Higgins’s avidity, his eagerness, his sharp focus, his descriptive brilliance excite the reader to see what he and Thoreau have seen and to feel what they felt. This is an electric, exhilarating book that lifts the reader’s spirit.
There is something in every chapter here for the general reader, and there is a bone or two in every chapter for the specialist. The book centers on Concord, yes, but Higgins understands that every place is a potential Concord. What is special about any place is not its geographical location but the way it buries itself in your heart, as cultural anthropologist Richard K. Nelson has put it so well. Higgins is not doing a cold postmortem on Thoreau’s love of the trees around him. Those trees have worked their way into Higgins’s heart as well. As Thoreau and Higgins see the trees in Concord, so any reader in Pasadena or Peoria can look at the trees to be found there. The secret is Higgins’s lynx-eyed capture of Thoreau’s own enthusiasm, his hunger for fact and detail, for every sight and sound and smell. Higgins does an extraordinary job of matching Thoreau’s intensity.
Higgins knows what Thoreau knew: that we readers will care more about a particular tree than about trees in general, more about the Davis Elm or the Pratt Elm than about the generic elm in the Audubon field guide. As Thoreau’s own writing appeals to all the reader’s senses, so does Higgins’s. We feel the wet leaves, the cold ground; we see the bare branches against the winter sky, taste the peeled bark, smell the pine sap, hear the wind soughing in the pines.
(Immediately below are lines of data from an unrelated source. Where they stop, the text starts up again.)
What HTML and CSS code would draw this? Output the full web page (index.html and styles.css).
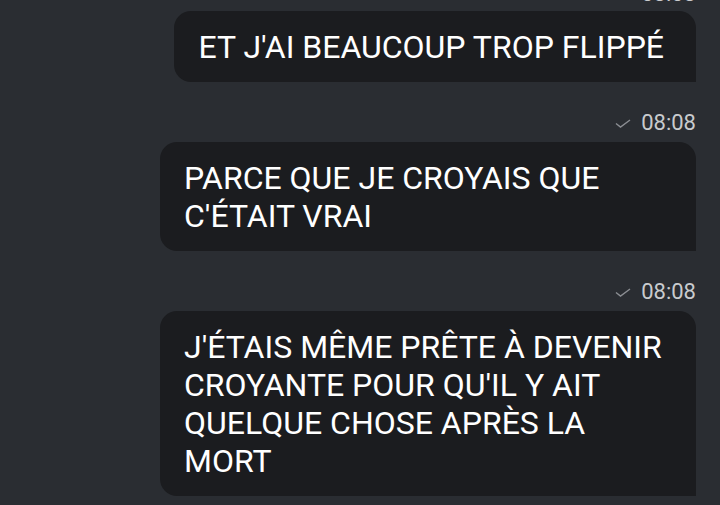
FILE: index.html
```html
<!DOCTYPE html>
<html lang="fr">
<head>
    <meta charset="UTF-8">
    <meta name="viewport" content="width=device-width, initial-scale=1.0">
    <title>Conversation</title>
    <link rel="stylesheet" href="styles.css">
</head>
<body>
    <div class="chat">
        <!-- message précédent, coupé en haut -->
        <div class="meta">
            <svg class="tick" width="16" height="9" viewBox="0 0 16 9"><polyline points="1,4.5 5.5,8 15,1" /></svg>
            <span class="time">08:08</span>
        </div>
        <div class="bubble">ET J'AI BEAUCOUP TROP FLIPPÉ</div>

        <div class="meta">
            <svg class="tick" width="16" height="9" viewBox="0 0 16 9"><polyline points="1,4.5 5.5,8 15,1" /></svg>
            <span class="time">08:08</span>
        </div>
        <div class="bubble">PARCE QUE JE CROYAIS QUE C'ÉTAIT VRAI</div>

        <div class="meta">
            <svg class="tick" width="16" height="9" viewBox="0 0 16 9"><polyline points="1,4.5 5.5,8 15,1" /></svg>
            <span class="time">08:08</span>
        </div>
        <div class="bubble">J'ÉTAIS MÊME PRÊTE À DEVENIR CROYANTE POUR QU'IL Y AIT QUELQUE CHOSE APRÈS LA MORT</div>
    </div>
</body>
</html>
```

FILE: styles.css
```css
html, body {
    margin: 0;
    padding: 0;
    background-color: #2a2d32;
    height: 100%;
    overflow: hidden;
}

body {
    font-family: 'Roboto', 'Noto Sans', sans-serif;
    color: #ffffff;
}

.chat {
    display: flex;
    flex-direction: column;
    align-items: flex-end;
    padding-right: 24px;
    margin-top: -17px;
}

.meta {
    display: flex;
    align-items: center;
    gap: 10px;
    height: 22px;
    margin-top: 30px;
    margin-bottom: 8px;
}

.meta:first-child {
    margin-top: 0;
    margin-bottom: 6px;
}

.tick {
    fill: none;
    stroke: #8b8e93;
    stroke-width: 1.4;
}

.time {
    font-size: 22px;
    line-height: 22px;
    color: #c9cbce;
}

.bubble {
    box-sizing: border-box;
    max-width: 536px;
    width: fit-content;
    padding: 17px 32px 16px 24px;
    background-color: #1b1c1f;
    border-radius: 17px 17px 0 17px;
    font-size: 32px;
    line-height: 38px;
}
```
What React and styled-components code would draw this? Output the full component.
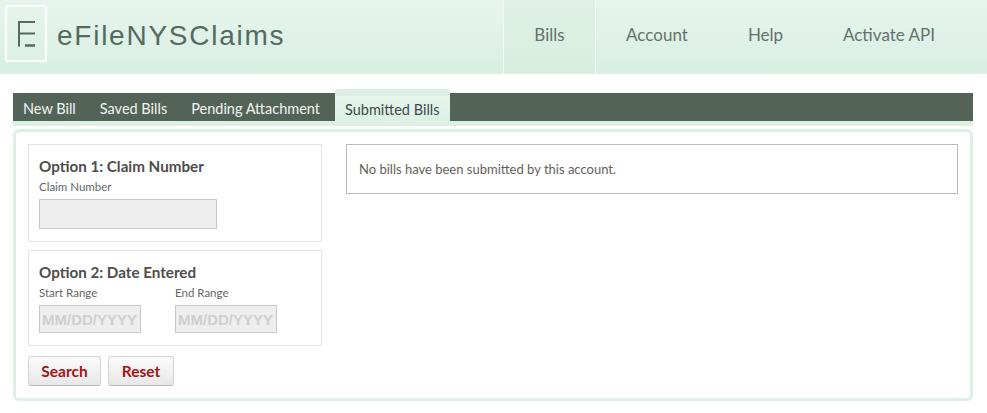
import React from 'react'
import styled, { createGlobalStyle } from 'styled-components'

const GlobalStyle = createGlobalStyle`
	body {
		margin: 0;
		background: #fff;
		font-family: Lato, 'Open Sans', sans-serif;
		color: #555;
	}
`

const Header = styled.header`
	height: 74px;
	display: flex;
	justify-content: space-between;
	background: linear-gradient(to bottom, #e7f5ed, #d9efe2);
`

const Brand = styled.div`
	display: flex;
	align-items: center;
	gap: 10px;
	padding: 5px 0 12px 5px;
`

const LogoBox = styled.div`
	width: 38px;
	height: 53px;
	border: 2px solid #fff;
	border-radius: 1px;
	display: flex;
	align-items: center;
	justify-content: center;
`

const Title = styled.div`
	margin-top: 4px;
	font-family: 'Liberation Sans', Arial, sans-serif;
	font-size: 28px;
	letter-spacing: 1.75px;
	color: #566a5e;
`

const Nav = styled.nav`
	display: flex;
	margin-right: 22px;
`

const NavItem = styled.a`
	display: flex;
	align-items: center;
	justify-content: center;
	width: ${p => p.$width}px;
	box-sizing: border-box;
	padding-bottom: 6px;
	font-size: 17px;
	color: #66706c;
	border-left: ${p => (p.$active ? '1px solid #f2faf5' : '0')};
	border-right: ${p => (p.$active ? '1px solid #f2faf5' : '0')};
	background: ${p => (p.$active ? 'linear-gradient(to bottom, #dff1e6, #d8ede0)' : 'none')};
`

const Main = styled.main`
	margin: 19px 14px 0 13px;
`

const TabBar = styled.div`
	height: 28px;
	display: flex;
	padding-left: 1px;
	background: #536358;
	border-bottom: 5px solid #dcf0e4;
`

const Tab = styled.a`
	display: flex;
	align-items: center;
	height: 28px;
	padding: 2px 9px 0;
	margin-right: 6px;
	box-sizing: border-box;
	font-size: 14.5px;
	color: #f1f5f2;
`

const ActiveTab = styled(Tab)`
	height: 32px;
	margin: -4px 0 0 0;
	padding: 1px 10px 0;
	border-top: 7px solid #dcefe3;
	border-radius: 2px 2px 0 0;
	color: #3f4a45;
	background: linear-gradient(to bottom, #e6f5ec, #dcf0e4);
`

const Panel = styled.section`
	margin-top: 3px;
	height: 272px;
	box-sizing: border-box;
	padding: 12px 12px 0 12px;
	border: 3px solid #dcf0e4;
	border-radius: 6px;
	display: flex;
	gap: 24px;
	align-items: flex-start;
`

const SearchColumn = styled.div`
	width: 294px;
	flex: none;
	display: flex;
	flex-direction: column;
	gap: 8px;
`

const OptionBox = styled.div`
	border: 1px solid #e4e4e4;
	padding: 12px 10px 0 10px;
	height: ${p => p.$height}px;
	box-sizing: border-box;
`

const OptionTitle = styled.h3`
	margin: 0;
	font-size: 15.2px;
	line-height: 18px;
	font-weight: 700;
	color: #4d4d4d;
`

const Field = styled.div`
	display: flex;
	flex-direction: column;
`

const FieldLabel = styled.label`
	font-size: 11.5px;
	line-height: 14px;
	margin-top: 5px;
	margin-bottom: 5px;
	color: #666;
`

const TextInput = styled.input`
	width: ${p => p.$width}px;
	height: ${p => p.$height}px;
	box-sizing: border-box;
	padding: 0 2px;
	border: 1px solid #c8c8c8;
	background: #eee;
	font-family: 'Liberation Sans', Arial, sans-serif;
	font-size: 15px;
	font-weight: 700;
	&::placeholder {
		color: #cfcfcf;
		opacity: 1;
	}
`

const DateRow = styled.div`
	display: flex;
	gap: 34px;
`

const Buttons = styled.div`
	display: flex;
	gap: 7px;
	margin-top: 2px;
`

const Button = styled.button`
	width: ${p => p.$width}px;
	height: 30px;
	padding: 0;
	border: 1px solid #d4d4d4;
	border-bottom-color: #b8b8b8;
	border-radius: 3px;
	background: linear-gradient(to bottom, #fbfbfb, #e8e8e8);
	font-family: Lato, 'Open Sans', sans-serif;
	font-size: 15.5px;
	font-weight: 700;
	color: #a31515;
`

const Notice = styled.div`
	flex: 1;
	height: 50px;
	box-sizing: border-box;
	display: flex;
	align-items: center;
	padding-left: 12px;
	border: 1px solid #bbb;
	font-size: 13px;
	color: #66605c;
`

function Logo() {
	return (
		<svg width="17" height="26" viewBox="0 0 17 26">
			<path d="M1 1H17M1 0V25.5M1 12.5H17" stroke="#566a5e" strokeWidth="2" fill="none" />
			<path d="M7 24.5H17" stroke="#566a5e" strokeWidth="2.5" fill="none" />
		</svg>
	)
}

function App() {
	return (
		<>
			<GlobalStyle />
			<Header>
				<Brand>
					<LogoBox>
						<Logo />
					</LogoBox>
					<Title>eFileNYSClaims</Title>
				</Brand>
				<Nav>
					<NavItem $active $width={93}>Bills</NavItem>
					<NavItem $width={122}>Account</NavItem>
					<NavItem $width={95}>Help</NavItem>
					<NavItem $width={152}>Activate API</NavItem>
				</Nav>
			</Header>
			<Main>
				<TabBar>
					<Tab>New Bill</Tab>
					<Tab>Saved Bills</Tab>
					<Tab>Pending Attachment</Tab>
					<ActiveTab>Submitted Bills</ActiveTab>
				</TabBar>
				<Panel>
					<SearchColumn>
						<OptionBox $height={98}>
							<OptionTitle>Option 1: Claim Number</OptionTitle>
							<Field>
								<FieldLabel>Claim Number</FieldLabel>
								<TextInput $width={178} $height={30} />
							</Field>
						</OptionBox>
						<OptionBox $height={96}>
							<OptionTitle>Option 2: Date Entered</OptionTitle>
							<DateRow>
								<Field>
									<FieldLabel>Start Range</FieldLabel>
									<TextInput $width={102} $height={28} placeholder="MM/DD/YYYY" />
								</Field>
								<Field>
									<FieldLabel>End Range</FieldLabel>
									<TextInput $width={102} $height={28} placeholder="MM/DD/YYYY" />
								</Field>
							</DateRow>
						</OptionBox>
						<Buttons>
							<Button $width={73}>Search</Button>
							<Button $width={66}>Reset</Button>
						</Buttons>
					</SearchColumn>
					<Notice>No bills have been submitted by this account.</Notice>
				</Panel>
			</Main>
		</>
	)
}

export default App
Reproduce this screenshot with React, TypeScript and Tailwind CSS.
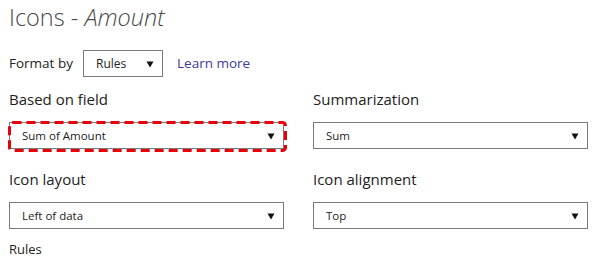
import React from 'react';

const font = { fontFamily: '"Segoe UI", "Open Sans", sans-serif' };

function Caret() {
  return (
    <svg width="8" height="8" viewBox="0 0 8 8" aria-hidden>
      <path d="M0.5 1.5h7L4 7.5z" fill="#111" />
    </svg>
  );
}

function Select({ value, className = '' }: { value: string; className?: string }) {
  return (
    <div
      className={
        'flex h-[27px] items-center justify-between border border-[#7a7a7a] bg-white pl-[12px] pr-[8px] text-[11.5px] text-[#222] ' +
        className
      }
    >
      <span>{value}</span>
      <Caret />
    </div>
  );
}

function Field({ label, children }: { label: string; children: React.ReactNode }) {
  return (
    <div className="flex w-[275px] flex-col">
      <div className="h-[30px] text-[15px] leading-[14px] text-[#222]">{label}</div>
      {children}
    </div>
  );
}

export default function App() {
  return (
    <div className="h-[261px] w-[597px] bg-white px-[9px] pt-[1px]" style={font}>
      <h1 className="text-[23.5px] leading-[32px] font-light text-[#4a4a4a]">
        Icons - <span className="italic">Amount</span>
      </h1>

      <div className="mt-[17px] flex items-center text-[13.5px] text-[#222]">
        <span className="w-[74px]">Format by</span>
        <Select value="Rules" className="w-[80px] pl-[5px] text-[12px]" />
        <a href="#" className="ml-[14px] text-[#3b3ba0]">Learn more</a>
      </div>

      <div className="mt-[15px] grid grid-cols-[275px_275px] gap-x-[29px] gap-y-[23px]">
        <Field label="Based on field">
          <div className="relative">
            <Select value="Sum of Amount" />
            <svg
              className="pointer-events-none absolute -top-[1px] -left-[1px]"
              width="279"
              height="31"
              viewBox="0 0 279 31"
              aria-hidden
            >
              <rect x="1.5" y="1.5" width="276" height="28" rx="3" fill="none" stroke="#e8000b" strokeWidth="3" strokeDasharray="9 5" />
            </svg>
          </div>
        </Field>
        <Field label="Summarization">
          <Select value="Sum" />
        </Field>
        <Field label="Icon layout">
          <Select value="Left of data" />
        </Field>
        <Field label="Icon alignment">
          <Select value="Top" />
        </Field>
      </div>

      <div className="mt-[11px] text-[13px] text-[#222]">Rules</div>
    </div>
  );
}
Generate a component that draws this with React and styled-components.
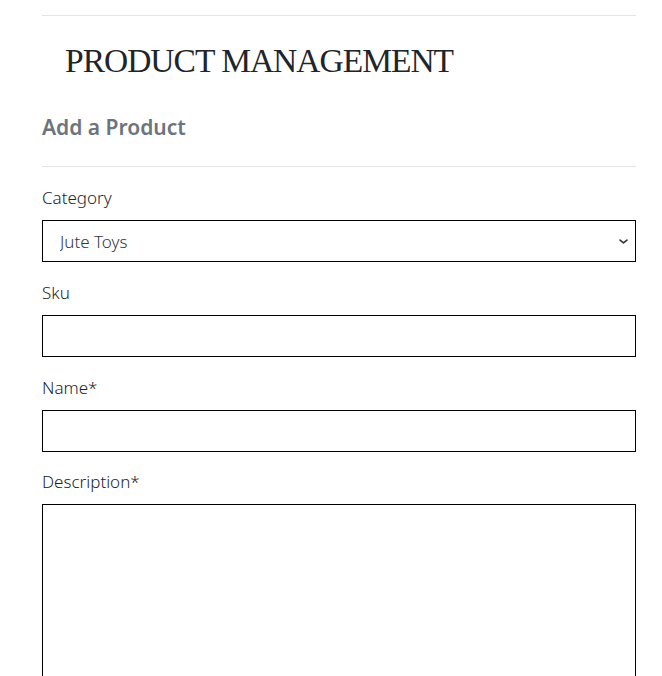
import React from 'react';
import styled, { createGlobalStyle } from 'styled-components';

const GlobalStyle = createGlobalStyle`
  body {
    margin: 0;
    background: #ffffff;
    font-family: "Noto Sans", "Open Sans", sans-serif;
    color: #212529;
  }
`;

const Page = styled.div`
  padding: 15px 26px 0 42px;
  height: 676px;
  overflow: hidden;
  box-sizing: border-box;
`;

const Rule = styled.hr`
  border: 0;
  border-top: 1px solid #e4e4e4;
  margin: 0;
`;

const Title = styled.h1`
  font-family: "Liberation Serif", "DejaVu Serif", serif;
  font-weight: 400;
  font-size: 33.5px;
  letter-spacing: -1px;
  line-height: 1.2;
  margin: 25px 0 0 23px;
  color: #212529;
`;

const Subtitle = styled.h5`
  font-size: 21px;
  font-weight: 600;
  color: #6c757d;
  margin: 34px 0 26px;
  line-height: 1.2;
`;

const Form = styled.form`
  display: flex;
  flex-direction: column;
  padding-top: 19px;
`;

const Field = styled.div`
  display: flex;
  flex-direction: column;
  margin-bottom: 18.7px;
`;

const Label = styled.label`
  font-size: 17px;
  font-weight: 300;
  line-height: 24px;
  margin-bottom: 10px;
  color: #212529;
`;

const Select = styled.select`
  height: 42px;
  border: 1px solid #000;
  border-radius: 0;
  padding: 0 17px;
  font-family: inherit;
  font-size: 17px;
  font-weight: 300;
  color: #33383d;
  background: #fff;
  appearance: none;
  background-image: url("data:image/svg+xml,%3csvg xmlns='http://www.w3.org/2000/svg' viewBox='0 0 16 16'%3e%3cpath fill='none' stroke='%23343a40' stroke-linecap='round' stroke-linejoin='round' stroke-width='2.5' d='M3 6l5 4 5-4'/%3e%3c/svg%3e");
  background-repeat: no-repeat;
  background-position: right 6px center;
  background-size: 11px 11px;
`;

const Input = styled.input`
  height: 42px;
  border: 1px solid #000;
  border-radius: 0;
  padding: 0 16px;
  box-sizing: border-box;
  font-family: inherit;
  font-size: 16px;
`;

const TextArea = styled.textarea`
  height: 200px;
  border: 1px solid #000;
  border-radius: 0;
  padding: 8px 16px;
  box-sizing: border-box;
  font-family: inherit;
  font-size: 16px;
  resize: none;
`;

export default function App() {
  return (
    <>
      <GlobalStyle />
      <Page>
        <Rule />
        <Title>PRODUCT MANAGEMENT</Title>
        <Subtitle>Add a Product</Subtitle>
        <Rule />
        <Form>
          <Field>
            <Label htmlFor="category">Category</Label>
            <Select id="category" defaultValue="jute">
              <option value="jute">Jute Toys</option>
              <option value="wood">Wooden Toys</option>
            </Select>
          </Field>
          <Field>
            <Label htmlFor="sku">Sku</Label>
            <Input id="sku" type="text" />
          </Field>
          <Field>
            <Label htmlFor="name">Name*</Label>
            <Input id="name" type="text" />
          </Field>
          <Field>
            <Label htmlFor="description">Description*</Label>
            <TextArea id="description" />
          </Field>
        </Form>
      </Page>
    </>
  );
}
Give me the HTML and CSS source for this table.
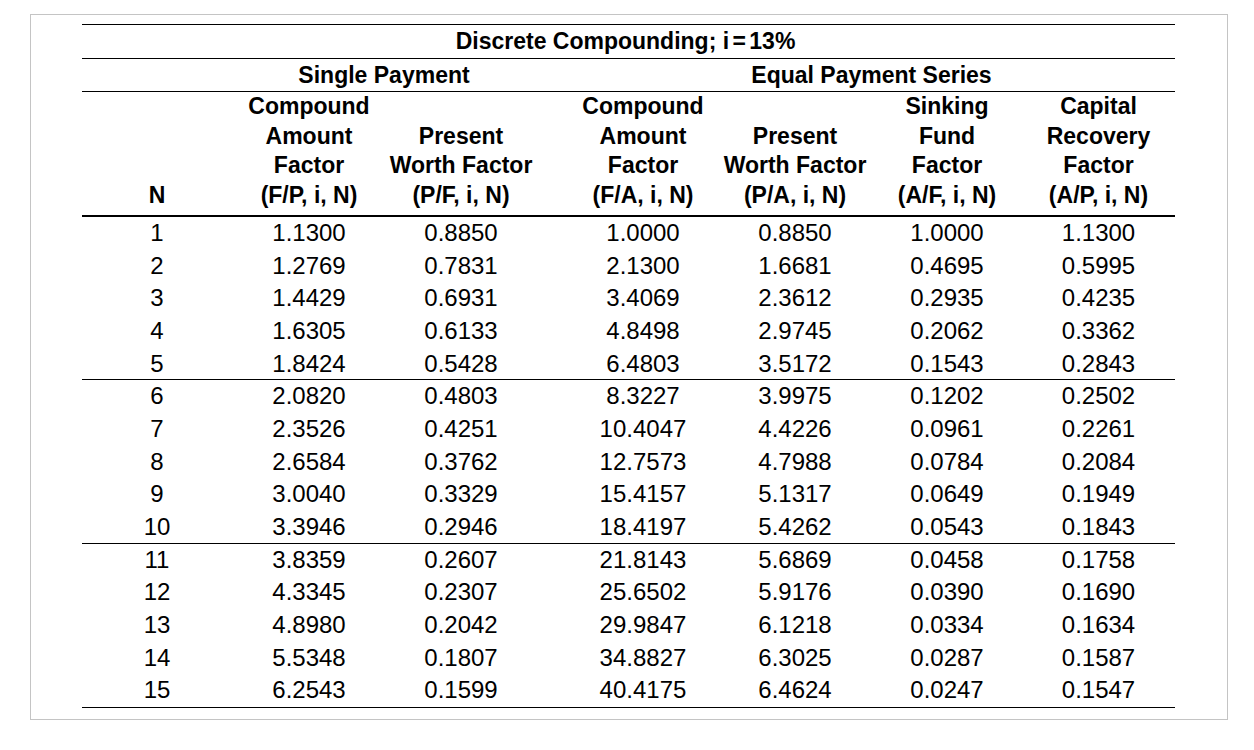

Higgins’s photography stands up cleanly and honestly to the great Herbert Wendell Gleason photos that also appear in the book. The judicious use of Thoreau’s sketches of trees and tree bits brings the master closer, just as it brings the tree bits themselves closer. Higgins does justice to the keen sight of Thoreau, choosing sharp, tight images that convey the ardor and the focus of Thoreau’s vision, that hard Thoreauvian edge.
Whether you have long loved Henry of Concord or have just come to discover him, you will find new things in this book, such as the beautiful couple of paragraphs on how Thoreau is religious to the bone
if not very churchy; the powerful chapter that brings the story of the white pine down to the present; or the glorious final, unexpected chapter on trees as ships and the woods as oceans.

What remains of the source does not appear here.